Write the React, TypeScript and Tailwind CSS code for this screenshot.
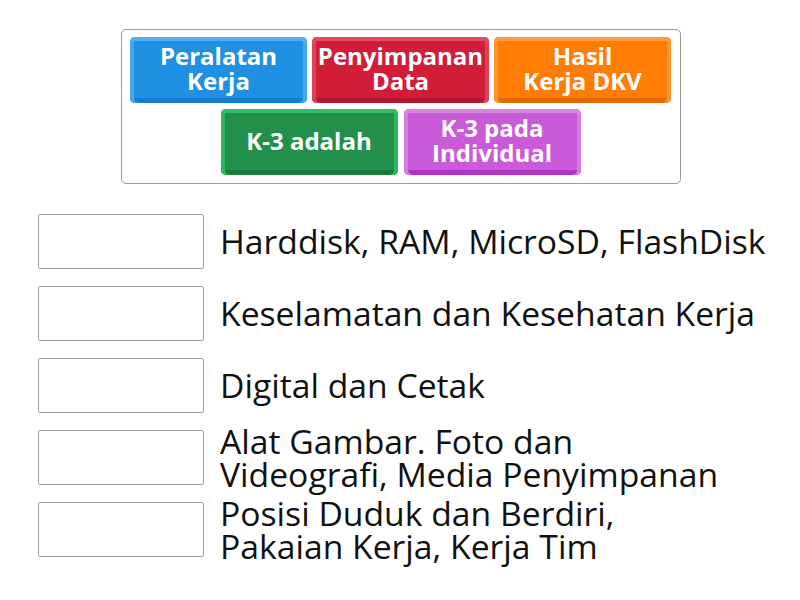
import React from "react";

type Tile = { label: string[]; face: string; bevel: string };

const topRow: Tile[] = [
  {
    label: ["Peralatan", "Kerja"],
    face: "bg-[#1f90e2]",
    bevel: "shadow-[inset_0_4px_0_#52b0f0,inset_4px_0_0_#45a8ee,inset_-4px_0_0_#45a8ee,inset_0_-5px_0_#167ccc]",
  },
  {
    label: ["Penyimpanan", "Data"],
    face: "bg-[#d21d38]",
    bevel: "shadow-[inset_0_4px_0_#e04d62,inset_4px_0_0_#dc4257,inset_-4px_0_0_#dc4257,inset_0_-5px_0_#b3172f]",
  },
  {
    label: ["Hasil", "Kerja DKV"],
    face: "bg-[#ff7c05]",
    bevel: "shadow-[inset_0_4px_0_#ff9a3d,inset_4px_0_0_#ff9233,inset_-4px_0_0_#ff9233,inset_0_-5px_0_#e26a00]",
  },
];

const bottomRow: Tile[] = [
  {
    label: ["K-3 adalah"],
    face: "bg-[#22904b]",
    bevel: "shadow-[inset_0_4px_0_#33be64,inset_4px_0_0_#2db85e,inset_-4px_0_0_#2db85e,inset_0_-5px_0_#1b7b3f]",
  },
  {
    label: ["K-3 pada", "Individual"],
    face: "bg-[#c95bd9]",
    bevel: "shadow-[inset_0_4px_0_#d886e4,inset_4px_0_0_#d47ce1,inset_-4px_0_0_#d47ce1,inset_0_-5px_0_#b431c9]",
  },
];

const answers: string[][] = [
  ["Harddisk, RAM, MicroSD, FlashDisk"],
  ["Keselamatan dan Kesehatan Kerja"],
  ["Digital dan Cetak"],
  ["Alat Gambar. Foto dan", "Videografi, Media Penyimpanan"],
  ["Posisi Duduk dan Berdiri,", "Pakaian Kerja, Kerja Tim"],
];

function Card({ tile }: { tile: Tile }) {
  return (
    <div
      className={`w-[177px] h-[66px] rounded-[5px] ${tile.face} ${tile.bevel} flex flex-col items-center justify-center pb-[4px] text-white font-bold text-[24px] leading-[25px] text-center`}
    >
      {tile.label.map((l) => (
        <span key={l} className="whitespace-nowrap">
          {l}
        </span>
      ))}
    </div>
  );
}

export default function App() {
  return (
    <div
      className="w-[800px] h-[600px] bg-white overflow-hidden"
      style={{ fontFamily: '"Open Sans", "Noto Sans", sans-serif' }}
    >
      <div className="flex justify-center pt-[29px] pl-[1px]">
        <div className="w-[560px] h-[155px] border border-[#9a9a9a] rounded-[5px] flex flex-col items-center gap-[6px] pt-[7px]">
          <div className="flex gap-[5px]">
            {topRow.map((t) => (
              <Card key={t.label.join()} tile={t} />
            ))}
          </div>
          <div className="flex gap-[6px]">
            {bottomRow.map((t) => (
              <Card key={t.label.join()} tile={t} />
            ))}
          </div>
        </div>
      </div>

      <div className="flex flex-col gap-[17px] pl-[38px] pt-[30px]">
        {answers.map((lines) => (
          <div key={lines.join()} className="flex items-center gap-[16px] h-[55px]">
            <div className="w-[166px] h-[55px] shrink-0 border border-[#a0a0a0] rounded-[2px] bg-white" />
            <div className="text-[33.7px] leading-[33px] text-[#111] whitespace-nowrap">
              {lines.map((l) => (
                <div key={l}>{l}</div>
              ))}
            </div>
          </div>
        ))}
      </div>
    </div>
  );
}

__________

Copy nothing but the lines from the first one in the listing through the line with "string[]; face: string;", and omit the pictures.

Write the React, TypeScript and Tailwind CSS code for this screenshot.
import React from "react";

type Tile = { label: string[]; face: string; bevel: string };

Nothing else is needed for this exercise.